Juliano, onde a pintura se mostra mais visceralmente. Como pintor num sonho de criança ou a destreza dos anciões. Às vezes fico vendo Juliano dando um beijo em Fernando Diniz, fazendo trancinhas em Basquiat, sentado num belo sofá florido com Vitor Arruda, os dois de pernas cruzadas. Quais os grandes pintores da humanidade? História da arte que se faz presente, num ambiente absolutamente próprio, onde o respeito à pratica a que se propõe (pintar) não se deixa levar por falsos dogmas do tempo.

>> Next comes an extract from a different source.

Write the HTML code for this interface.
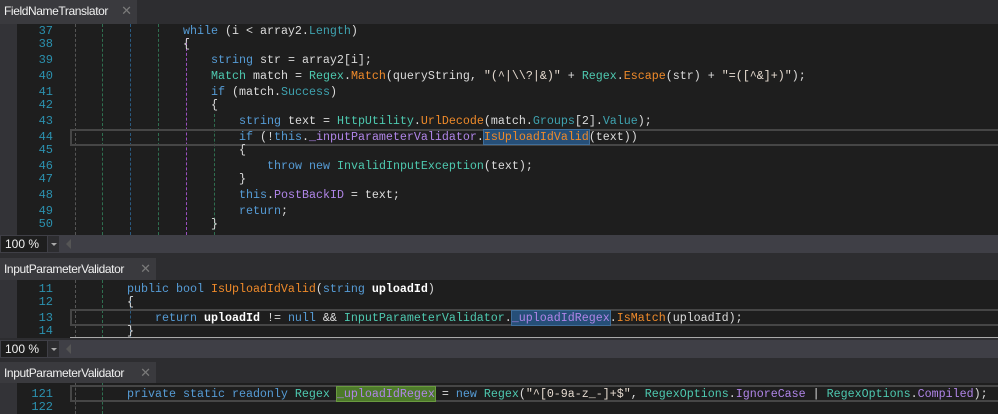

Jean se aproxima de um imaginário repleto de delicadeza e romantismo, suas flores já estão prontas, pertencem a todos. Como serem minhas e de todos? Disso o artista fala, repartir o pão e o vinho, distribuir emoções, afagos. Suas pequenas, trágicas e serenas pinturas são como Haikais. Elo entre a simplicidade e a felicidade repartida.



Edson lida de forma intensa com a matéria-natureza. Como sangue que corre nas veias, rumos d'agua que cortam os solos. Apesar de seu colorido baixo, seus planos recortados, meio geometria, meio organismo; seus trabalhos possuem um rítmo próprio de carnavais que fazem uma ponte visual entre suas pinturas e o ambiente em que vive e trabalha.



Sandra investiga o feminino, não o gênero, mas a carne. Suas experiências anteriores, corações, novelos, fios, casulos, ambientes mágicos, como ver a luz na hora do parto. Organismo vivo dentro da grande roda do tempo. O trabalho apresentado, apesar dos elementos decorativos como os arabescos ou o colorido alegre como um quarto de menina, ainda traz em sua essência esse sangue que pulsa e é visível à alma de todos nós.



Cecília, "pintei de azul o presente, e de branco pintei o futuro". Acabei de ouvir isso numa música. Talvez misticismo, talvez colorido, talvez você. Tempestade calma, transparências, rigor e maciez. O par de telas apresentadas pela artista, formando um através de dois (díptico), é como uma aliança entre o acaso e o previsto. Suas matérias são carregadas de memórias passadas e memórias futuras. O mundo num grão de areia.